For a recent project, I was tasked to do taco research. While for some, reading old books, magazines, and newspapers may feel like work, for me it was a joyful exploration into a world I knew little about.
As I delved through publications, trying to put together a timeline, I saw recipes from the 1920s through the 1950s that were called tacos, but today would appear to be what we know as enchiladas. Certainly, when one encounters a rolled corn tortilla that been stuffed then smothered in a sauce, it’s labelled an enchilada. Though in that era, these rolled tortilla dishes were often called tacos. I wondered why.
It didn’t take too much investigation to learn that the word “enchilada” signifies that something has been smothered in chiles. So, a true enchilada is a corn tortilla that’s been drenched in a sauce made from said peppers. Use of that phrase refers to the chiles and not the shape of the tortillas.
In fact, during the first half of the 20th Century, Mexican and Tex-Mex purists would call a soft rolled tortilla dish “tacos,” if chiles were not the foundation of the dish. It was as simple as that. Though, this style of taco is not widely seen today. Or, if they do make an appearance, they are more likely to be called enchiladas.
In the Dallas area, however, the soft cheese taco is quite popular. I never understood its name but clearly it’s a holdback from this time. Indeed, the sauce is cheese based, not pepper based, so the creators called it a taco. And in Fort Worth, The Original, a Tex-Mex restaurant that’s been open since 1926, also has a soft beef taco, which is a corn tortilla stuffed with piccadillo that’s rolled and smothered with queso. Its form may appear to be like a beef enchilada but the queso keeps it firmly in taco territory.
While today, this style of soft taco is most often seen around DFW, the earliest recipes were from San Antonio and El Paso, two places where they are no longer found, curiously enough. One of the recipes I encountered was from a 1926 cookbook, “How We Cook in El Paso.” It took roasted and peeled long green chiles, tomatoes, and onions, and folded those into a white-cheese based sauce. The tortillas were lightly fried in oil then dipped into the sauce, rolled, and then smothered with the remainder of the queso. The dish was given the simple name of tacos.
In 1947, the El Paso Herald Post published a cookbook with a similar recipe, though in that instance, the sauce this time was poured over stacked tortillas, as is often the custom for enchiladas in that part of the world, and as such, the dish was called enchiladas.
It may seem confusing to call the rolled version tacos and the stacked version enchiladas, but as I prepared the dish in both incarnations, I realized that I preferred the tortillas rolled. And while they may appear to be a plate of cheesy enchiladas, they are in fact soft tacos. Much like my beloved Dallas-style soft cheese tacos, which are similar, only they are smothered in a yellow-cheese sauce instead of white.

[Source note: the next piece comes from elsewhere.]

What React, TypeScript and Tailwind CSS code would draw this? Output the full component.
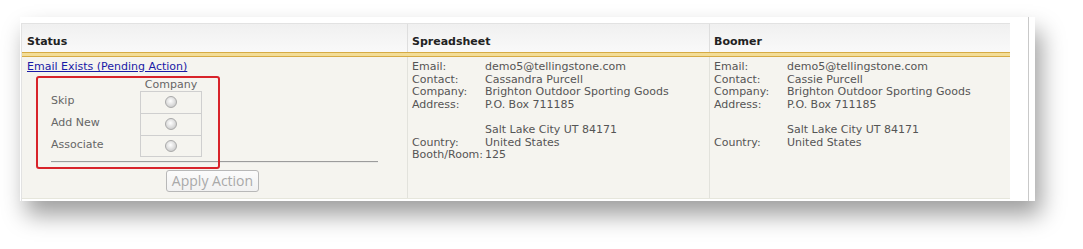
const font = { fontFamily: '"DejaVu Sans", Verdana, sans-serif' };

const spreadsheet: [string, string][] = [
  ["Email:", "demo5@tellingstone.com"],
  ["Contact:", "Cassandra Purcell"],
  ["Company:", "Brighton Outdoor Sporting Goods"],
  ["Address:", "P.O. Box 711185"],
  ["", "\u00a0"],
  ["", "Salt Lake City UT 84171"],
  ["Country:", "United States"],
  ["Booth/Room:", "125"],
];

const boomer: [string, string][] = [
  ["Email:", "demo5@tellingstone.com"],
  ["Contact:", "Cassie Purcell"],
  ["Company:", "Brighton Outdoor Sporting Goods"],
  ["Address:", "P.O. Box 711185"],
  ["", "\u00a0"],
  ["", "Salt Lake City UT 84171"],
  ["Country:", "United States"],
];

const Radio = () => (
  <span className="block h-[12px] w-[12px] rounded-full border border-[#a9a9a9] bg-[radial-gradient(circle_at_45%_40%,#ffffff,#e2e2e2_45%,#bdbdbd)]" />
);

const Details = ({ rows }: { rows: [string, string][] }) => (
  <div className="grid grid-cols-[73px_1fr] text-[11px] leading-[12.6px] text-[#555]">
    {rows.map(([k, v], i) => (
      <div key={i} className="contents">
        <span>{k}</span>
        <span>{v}</span>
      </div>
    ))}
  </div>
);

export default function App() {
  return (
    <div className="h-[249px] w-[1083px] overflow-hidden bg-white pl-[20px] pt-[17px]" style={font}>
      <div className="flex h-[184px] w-[1015px] bg-white shadow-[6px_14px_22px_rgba(0,0,0,0.38)]">
        <div className="ml-[1px] mt-[6px] flex w-[989px] flex-col border-l border-t border-[#e2e2e2]">
          {/* header */}
          <div className="grid h-[28px] grid-cols-[385px_302px_1fr] bg-[linear-gradient(#f0f0f0,#f9f9f9)] text-[11px] font-bold leading-[14px] text-[#222]">
            <div className="pl-[5px] pt-[11px]">Status</div>
            <div className="border-l border-[#dedede] pl-[4px] pt-[11px]">Spreadsheet</div>
            <div className="border-l border-[#dedede] pl-[4px] pt-[11px]">Boomer</div>
          </div>
          <div className="h-[5px] border-y border-[#d6ab45] bg-[#f3dd97]" />
          {/* body */}
          <div className="grid h-[142px] grid-cols-[385px_302px_1fr] border-b border-[#e6e6dc] bg-[#f5f4ef]">
            <div className="relative pl-[5px] pt-[4px] text-[11px] leading-[12.6px]">
              <a href="#" className="text-[#1a1aa6] underline">
                Email Exists (Pending Action)
              </a>
              <div className="ml-[24px] mt-[5px] w-[327px]">
                <div className="grid grid-cols-[89px_62px] text-[#666]">
                  <span />
                  <span className="h-[12px] text-center leading-[12px]">Company</span>
                  {["Skip", "Add New", "Associate"].map((l, i) => (
                    <div key={l} className="contents">
                      <span className="flex h-[22px] items-center">{l}</span>
                      <span
                        className={`flex h-[22px] items-center justify-center border-x border-t border-[#cfcfcf] ${
                          i === 2 ? "border-b" : ""
                        }`}
                      >
                        <Radio />
                      </span>
                    </div>
                  ))}
                </div>
                <div className="mt-[4px] h-[2px] border-t border-[#9c9c9c] bg-[#e9e9e6]" />
                <div className="flex justify-center pr-[4px] pt-[7px]">
                  <button
                    className="h-[22px] w-[93px] rounded-[3px] border border-[#b8b8b8] bg-[linear-gradient(#fbfbfb,#f1f1f1)] text-[14px] leading-[20px] text-[#a9a9a9]"
                    style={{ fontFamily: '"Open Sans", "Liberation Sans", sans-serif' }}
                  >
                    Apply Action
                  </button>
                </div>
              </div>
              {/* annotation */}
              <div className="absolute left-[14px] top-[19px] h-[93px] w-[184px] rounded-[3px] border-2 border-[#d8232a]" />
            </div>
            <div className="border-l border-[#e2e2dc] pl-[4px] pt-[4px]">
              <Details rows={spreadsheet} />
            </div>
            <div className="border-l border-[#e2e2dc] pl-[4px] pt-[4px]">
              <Details rows={boomer} />
            </div>
          </div>
        </div>
        <div className="ml-[18px] w-[1px] bg-[#c9c9c9]" />
      </div>
    </div>
  );
}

Soft cheese tacos, El Paso style
- 4 long green chiles, such as Hatch or Anaheim
- 1 small yellow onion, peeled and cut into quarters
- 1 cup grape tomatoes
- 2 tablespoons unsalted butter
- 2 cups heavy cream
- 8 ounces Monterey Jack, shredded (2 cups)
- Oil, for frying
- 12 corn tortillas
Turn on the broiler and place a rack 5 inches away from heating element. Place the chiles, onion, and tomatoes on a cast-iron skillet skillet. Cook under the broiler for 7 minutes, and then remove the skillet from the oven. Turn over the chiles and onions then return the skillet to the oven for 5-7 more minutes or until the chiles have blackened.

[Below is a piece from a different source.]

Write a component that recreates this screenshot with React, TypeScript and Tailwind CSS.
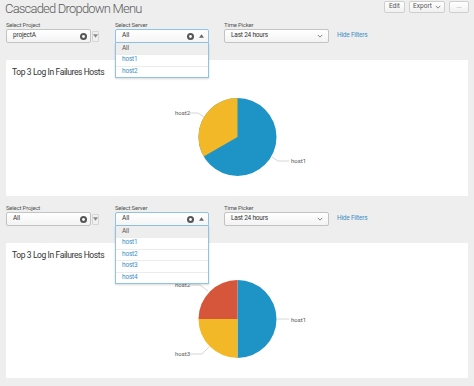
import React from 'react';

const BLUE = '#1e93c6';
const YELLOW = '#f2b827';
const RED = '#d6563c';

function ClearIcon() {
  return (
    <svg width="7" height="7" viewBox="0 0 10 10" className="shrink-0">
      <circle cx="5" cy="5" r="5" fill="#555" />
      <circle cx="5" cy="5" r="2" fill="#fff" />
    </svg>
  );
}

function Caret({ up = false }: { up?: boolean }) {
  return (
    <svg width="5" height="4" viewBox="0 0 6 4" className="shrink-0">
      {up ? <path d="M0 4 L3 0 L6 4 Z" fill="#666" /> : <path d="M0 0 L3 4 L6 0 Z" fill="#888" />}
    </svg>
  );
}

function Chevron() {
  return (
    <svg width="6" height="4" viewBox="0 0 8 5" className="shrink-0">
      <path d="M1 1 L4 4 L7 1" stroke="#777" strokeWidth="1.2" fill="none" />
    </svg>
  );
}

function Filters({ project, hosts }: { project: string; hosts: string[] }) {
  return (
    <div className="relative z-10 flex items-start px-[6px] text-[#333]">
      {/* Select Project */}
      <div className="w-[109px] shrink-0">
        <div className="h-[9px] text-[6px] leading-[9px] tracking-[-0.2px] text-[#555]">Select Project</div>
        <div className="flex items-center">
          <div className="flex h-[14px] w-[85px] items-center justify-between rounded-[2px] border border-[#c3c3c3] bg-gradient-to-b from-white to-[#f3f3f3] pl-[6px] pr-[3px] text-[6.5px] tracking-[-0.2px]">
            <span>{project}</span>
            <ClearIcon />
          </div>
          <div className="ml-[1px] flex h-[11px] w-[7px] items-center justify-center rounded-[1px] border border-[#d6d6d6] bg-[#f0f0f0]">
            <Caret />
          </div>
        </div>
      </div>

      {/* Select Server */}
      <div className="relative w-[109px] shrink-0">
        <div className="h-[9px] text-[6px] leading-[9px] tracking-[-0.2px] text-[#555]">Select Server</div>
        <div className="flex h-[14px] w-[94px] items-center justify-between rounded-t-[2px] border border-[#8fc3e4] bg-gradient-to-b from-white to-[#f5f5f5] pl-[6px] pr-[4px] text-[6.5px]">
          <span>All</span>
          <div className="flex items-center gap-[5px]">
            <ClearIcon />
            <Caret up />
          </div>
        </div>
        <div className="absolute left-0 top-[23px] w-[94px] border border-t-0 border-[#8fc3e4] bg-white text-[6.5px] tracking-[-0.2px] shadow-[0_1px_2px_rgba(0,0,0,0.15)]">
          <div className="flex h-[11px] items-center bg-[#eeeeee] pl-[6px] text-[#555]">All</div>
          {hosts.map((h) => (
            <div key={h} className="flex h-[11.5px] items-center border-t border-[#ececec] pl-[6px] text-[#3a8fc4]">
              {h}
            </div>
          ))}
        </div>
      </div>

      {/* Time Picker */}
      <div className="w-[113px] shrink-0">
        <div className="h-[9px] text-[6px] leading-[9px] tracking-[-0.2px] text-[#555]">Time Picker</div>
        <div className="flex h-[14px] w-[105px] items-center justify-between rounded-[2px] border border-[#c3c3c3] bg-gradient-to-b from-white to-[#f3f3f3] pl-[6px] pr-[5px] text-[6.5px] tracking-[-0.2px]">
          <span>Last 24 hours</span>
          <Chevron />
        </div>
      </div>

      <div className="mt-[9px] flex h-[14px] items-center text-[6.5px] tracking-[-0.2px] text-[#3a8fc4]">Hide Filters</div>
    </div>
  );
}

function Label({ x, y, text }: { x: number; y: number; text: string }) {
  return (
    <text x={x} y={y} fontSize="6" fill="#555" dominantBaseline="middle" fontFamily="Roboto, sans-serif">
      {text}
    </text>
  );
}

function PieOne() {
  const cx = 231.5;
  const cy = 77;
  return (
    <svg className="absolute inset-0" width="463" height="136" viewBox="0 0 463 136">
      <circle cx={cx} cy={cy} r="39" fill={BLUE} />
      <path d={`M${cx} ${cy} L197.7 96.5 A39 39 0 0 1 ${cx} 38 Z`} fill={YELLOW} />
      <path d="M184 53 L192 53 L198 57" stroke="#ccc" strokeWidth="0.8" fill="none" />
      <path d="M266 97 L272 101 L283 101" stroke="#ccc" strokeWidth="0.8" fill="none" />
      <Label x={169} y={53} text="host2" />
      <Label x={285} y={101} text="host1" />
    </svg>
  );
}

function PieTwo() {
  const cx = 231.5;
  const cy = 76;
  return (
    <svg className="absolute inset-0" width="463" height="135" viewBox="0 0 463 135">
      <path d={`M${cx} ${cy} L${cx} 37 A39 39 0 0 1 ${cx} 115 Z`} fill={BLUE} />
      <path d={`M${cx} ${cy} L${cx} 115 A39 39 0 0 1 192.5 ${cy} Z`} fill={YELLOW} />
      <path d={`M${cx} ${cy} L192.5 ${cy} A39 39 0 0 1 ${cx} 37 Z`} fill={RED} />
      <path d="M184 42 L194 42 L202 48" stroke="#ccc" strokeWidth="0.8" fill="none" />
      <path d="M271 76 L283 76" stroke="#ccc" strokeWidth="0.8" fill="none" />
      <path d="M184 111 L196 111 L203 104" stroke="#ccc" strokeWidth="0.8" fill="none" />
      <Label x={169} y={42} text="host2" />
      <Label x={285} y={77} text="host1" />
      <Label x={169} y={111} text="host3" />
    </svg>
  );
}

export default function App() {
  return (
    <div
      className="relative h-[386px] w-[474px] overflow-hidden bg-[#eeeeee]"
      style={{ fontFamily: 'Roboto, "Open Sans", Arial, sans-serif' }}
    >
      {/* Header */}
      <div className="flex h-[20px] items-start justify-between pl-[5px] pr-[5px]">
        <h1 className="pt-[1px] text-[13px] font-light leading-[16px] tracking-[-0.8px] text-[#5c5c5c]">
          Cascaded Dropdown Menu
        </h1>
        <div className="mt-[1px] flex gap-[4px] text-[6.5px] text-[#555]">
          <button className="flex h-[12px] w-[21px] items-center justify-center rounded-[2px] border border-[#cfcfcf] bg-gradient-to-b from-white to-[#f0f0f0]">
            Edit
          </button>
          <button className="flex h-[12px] w-[36px] items-center justify-center gap-[3px] rounded-[2px] border border-[#cfcfcf] bg-gradient-to-b from-white to-[#f0f0f0]">
            Export <Chevron />
          </button>
          <button className="flex h-[12px] w-[20px] items-center justify-center rounded-[2px] border border-[#cfcfcf] bg-gradient-to-b from-white to-[#f0f0f0] text-[#999]">
            ...
          </button>
        </div>
      </div>

      <Filters project="projectA" hosts={['host1', 'host2']} />

      <div className="relative mx-[6px] mt-[17px] h-[136px] bg-white">
        <div className="px-[6px] pt-[6px] text-[8.5px] tracking-[-0.4px] text-[#333]">Top 3 Log In Failures Hosts</div>
        <PieOne />
      </div>

      <div className="pt-[7px]">
        <Filters project="All" hosts={['host1', 'host2', 'host3', 'host4']} />
      </div>

      <div className="relative mx-[6px] mt-[17px] h-[135px] bg-white">
        <div className="px-[6px] pt-[6px] text-[8.5px] tracking-[-0.4px] text-[#333]">Top 3 Log In Failures Hosts</div>
        <PieTwo />
      </div>
    </div>
  );
}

Remove the skillet from the oven and place the chiles in a paper sack or plastic food-storage bag, close it tight, and let the chiles steam for 20 minutes. Place the tomatoes and onions on a cutting board and when cool enough to handle, dice.
Once the chiles have steamed, rub off the skin, remove the stem and seeds then dice.

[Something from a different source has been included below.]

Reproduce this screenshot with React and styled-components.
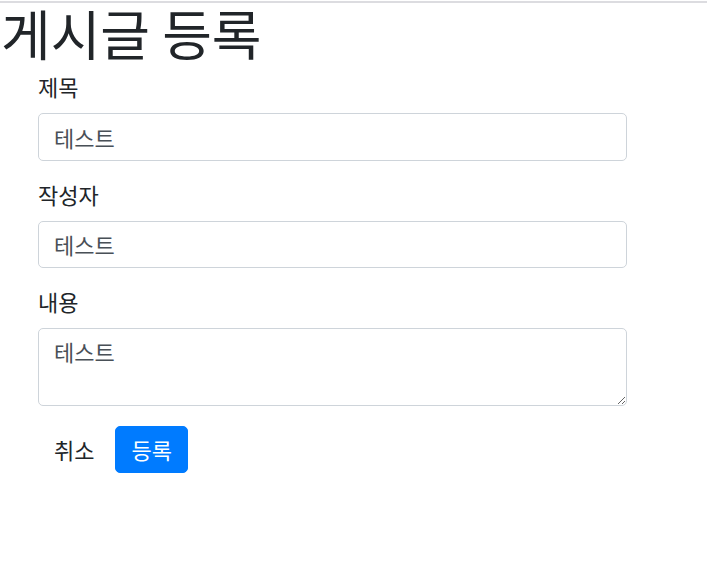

To make the queso, In a pot, melt the butter on medium low and add the diced tomatoes, onions, and chiles, stirring for a couple minutes or until fragrant. Pour in the cream and while stirring, add the cheese, and continue to stir until smooth and melted. Add salt to taste, then turn the heat down to low. (You can make this a day or so ahead and reheat on low, while stirring, if you prefer).
For the tacos, pour 1 tablespoon of the oil in a skillet, swirl it around until the entire skillet is coated, then working in batches, cook the tortillas until warm and softened. Add more oil as needed. Keep the cooked tortillas wrapped in a cloth or tortilla warmer until all the tortillas are heated.
To assemble the tacos, with tongs dip each cooked tortilla into the queso, shake off any excess, then roll the tortilla and place on a plate (I serve 3 per plate, though you may wish to do more or less). Pour over the rolled tortillas the remainder of the queso. Serve immediately.